(Pages as source code)
★ ★ ★ ★ ★

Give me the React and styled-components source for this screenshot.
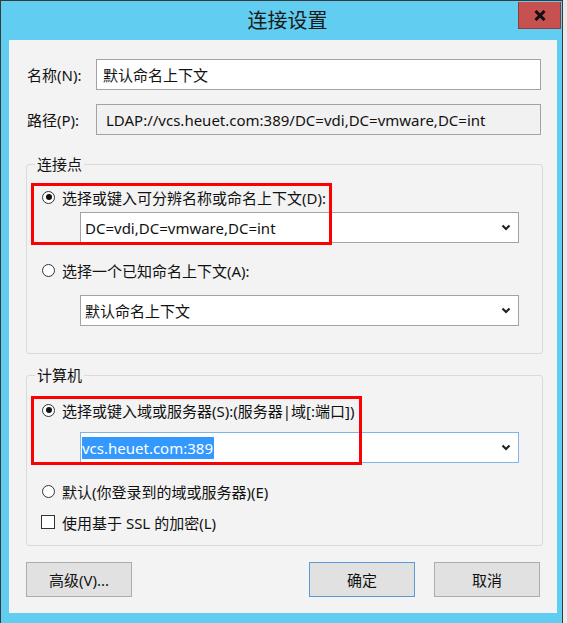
import React from "react"
import styled, { createGlobalStyle } from "styled-components"

const GlobalStyle = createGlobalStyle`
    html, body {
        margin: 0;
        padding: 0;
        background: #e9e9e9;
    }
    * {
        box-sizing: border-box;
    }
`

const Window = styled.div`
    width: 563px;
    height: 623px;
    overflow: hidden;
    background: #61cdf0;
    border: 1px solid #3a3a3a;
    border-bottom: none;
    padding-bottom: 10px;
    font-family: "Noto Sans", "Noto Sans CJK SC", sans-serif;
    font-size: 15px;
    color: #111;
`

const TitleBar = styled.div`
    height: 39px;
    display: flex;
    align-items: flex-start;
`

const Title = styled.div`
    flex: 1;
    padding-left: 56px;
    text-align: center;
    font-family: "Noto Sans CJK SC", sans-serif;
    font-size: 20px;
    line-height: 38px;
    color: #1a1a1a;
`

const CloseButton = styled.div`
    width: 43px;
    height: 27px;
    margin: 1px 1px 0 0;
    background: #c75050;
    border: 1px solid #8f3b3b;
    border-top: none;
    display: flex;
    align-items: center;
    justify-content: center;
`

const Client = styled.div`
    margin: 0 5px 0 8px;
    height: 573px;
    background: #f3f3f3;
    padding: 19px 16px 0 17px;
    display: flex;
    flex-direction: column;
`

const FieldRow = styled.div`
    display: flex;
    align-items: center;
    margin-bottom: ${(p) => p.$gap || 0}px;
`

const FieldLabel = styled.span`
    width: 70px;
    padding-left: 1px;
    white-space: nowrap;
`

const TextBox = styled.div`
    flex: 1;
    height: 31px;
    display: flex;
    align-items: center;
    padding: 0 ${(p) => (p.$readOnly ? 9 : 6)}px;
    background: ${(p) => (p.$readOnly ? "#f1f1f1" : "#ffffff")};
    border: 1px solid #a3a3a3;
    white-space: nowrap;
`

const Group = styled.fieldset`
    margin: ${(p) => p.$top}px -2px 0 0;
    padding: 0 0 0 8px;
    min-width: 0;
    border: 1px solid #dadada;
    border-radius: 3px;
`

const Legend = styled.legend`
    padding: 0 2px;
    line-height: 20px;
    font-family: "Noto Sans CJK SC", sans-serif;
    font-size: 15px;
`

const GroupBody = styled.div`
    padding: ${(p) => p.$top}px 23px ${(p) => p.$bottom}px 7px;
    display: flex;
    flex-direction: column;
`

const OptionBlock = styled.div`
    position: relative;
    display: flex;
    flex-direction: column;
    margin-bottom: ${(p) => p.$gap || 0}px;
`

const Annotation = styled.div`
    position: absolute;
    left: -11px;
    top: -4px;
    bottom: -2px;
    width: ${(p) => p.$width}px;
    border: 3px solid #ff0000;
    pointer-events: none;
`

const OptionRow = styled.div`
    display: flex;
    align-items: center;
    gap: 7px;
    height: 20px;
    margin-bottom: ${(p) => p.$gap || 0}px;
    white-space: nowrap;
`

const Radio = styled.span`
    width: 13px;
    height: 13px;
    border-radius: 50%;
    border: 1px solid #333;
    background: #fff;
    display: flex;
    align-items: center;
    justify-content: center;
    flex-shrink: 0;

    &::after {
        content: "";
        width: 6px;
        height: 6px;
        border-radius: 50%;
        background: ${(p) => (p.$checked ? "#111" : "transparent")};
    }
`

const Checkbox = styled.span`
    width: 14px;
    height: 14px;
    margin-left: -1px;
    border: 1px solid #333;
    background: #fff;
    flex-shrink: 0;
`

const Combo = styled.div`
    height: 31px;
    margin: 0 0 ${(p) => p.$gap || 0}px 38px;
    display: flex;
    align-items: center;
    padding: 0 7px 0 ${(p) => (p.$focused ? 1 : 4)}px;
    background: #fff;
    border: 1px solid ${(p) => (p.$focused ? "#7eb4ea" : "#a3a3a3")};
    white-space: nowrap;
`

const ComboText = styled.span`
    flex: 1;
`

const Selected = styled.span`
    background: #3399ff;
    color: #fff;
    padding: 1px 1px 1px 0;
`

const ButtonRow = styled.div`
    display: flex;
    justify-content: space-between;
    margin: 16px 1px 0 0;
`

const ButtonGroup = styled.div`
    display: flex;
    gap: 19px;
`

const Button = styled.div`
    width: 106px;
    height: 35px;
    display: flex;
    align-items: center;
    justify-content: center;
    background: #e1e1e1;
    border: 1px solid ${(p) => (p.$default ? "#5b9bd5" : "#acacac")};
    font-size: 15px;
`

const Chevron = () => (
    <svg width="10" height="7" viewBox="0 0 10 7">
        <path d="M1.5 1.5 L5 5 L8.5 1.5" fill="none" stroke="#222" strokeWidth="2.2" />
    </svg>
)

const App = () => {
    return (
        <>
            <GlobalStyle />
            <Window>
                <TitleBar>
                    <Title>连接设置</Title>
                    <CloseButton>
                        <svg width="12" height="11" viewBox="0 0 12 11">
                            <path d="M1.5 1 L10.5 10 M10.5 1 L1.5 10" stroke="#111" strokeWidth="3" />
                        </svg>
                    </CloseButton>
                </TitleBar>
                <Client>
                    <FieldRow $gap={14}>
                        <FieldLabel>名称(N):</FieldLabel>
                        <TextBox>默认命名上下文</TextBox>
                    </FieldRow>
                    <FieldRow>
                        <FieldLabel>路径(P):</FieldLabel>
                        <TextBox $readOnly>LDAP://vcs.heuet.com:389/DC=vdi,DC=vmware,DC=int</TextBox>
                    </FieldRow>

                    <Group $top={19}>
                        <Legend>连接点</Legend>
                        <GroupBody $top={13} $bottom={27}>
                            <OptionBlock $gap={17}>
                                <Annotation $width={301} />
                                <OptionRow $gap={5}>
                                    <Radio $checked />
                                    选择或键入可分辨名称或命名上下文(D):
                                </OptionRow>
                                <Combo>
                                    <ComboText>DC=vdi,DC=vmware,DC=int</ComboText>
                                    <Chevron />
                                </Combo>
                            </OptionBlock>
                            <OptionRow $gap={15}>
                                <Radio />
                                选择一个已知命名上下文(A):
                            </OptionRow>
                            <Combo>
                                <ComboText>默认命名上下文</ComboText>
                                <Chevron />
                            </Combo>
                        </GroupBody>
                    </Group>

                    <Group $top={11}>
                        <Legend>计算机</Legend>
                        <GroupBody $top={15} $bottom={13}>
                            <OptionBlock $gap={18}>
                                <Annotation $width={331} />
                                <OptionRow $gap={12}>
                                    <Radio $checked />
                                    选择或键入域或服务器(S):(服务器|域[:端口])
                                </OptionRow>
                                <Combo $focused>
                                    <ComboText>
                                        <Selected>vcs.heuet.com:389</Selected>
                                    </ComboText>
                                    <Chevron />
                                </Combo>
                            </OptionBlock>
                            <OptionRow $gap={11}>
                                <Radio />
                                默认(你登录到的域或服务器)(E)
                            </OptionRow>
                            <OptionRow>
                                <Checkbox />
                                使用基于 SSL 的加密(L)
                            </OptionRow>
                        </GroupBody>
                    </Group>

                    <ButtonRow>
                        <Button>高级(V)...</Button>
                        <ButtonGroup>
                            <Button $default>确定</Button>
                            <Button>取消</Button>
                        </ButtonGroup>
                    </ButtonRow>
                </Client>
            </Window>
        </>
    )
}

export default App
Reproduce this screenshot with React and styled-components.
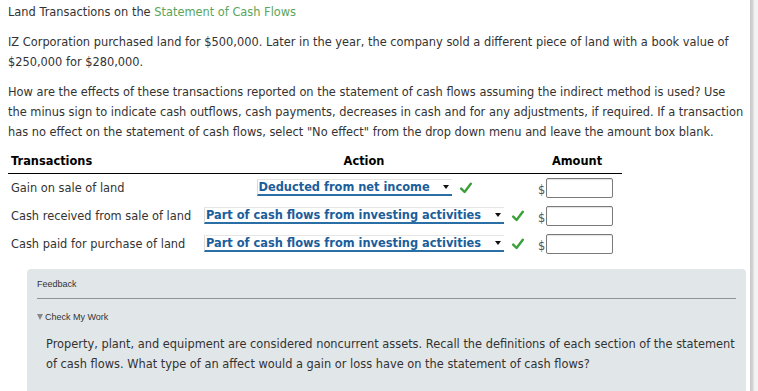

★ ★ ★ ★ ★

Extract all lines from the data in which "screenshot" is found.

**OUTPUT FOR THIS EXERCISE:**
Give me the React and styled-components source for this screenshot.
Reproduce this screenshot with React and styled-components.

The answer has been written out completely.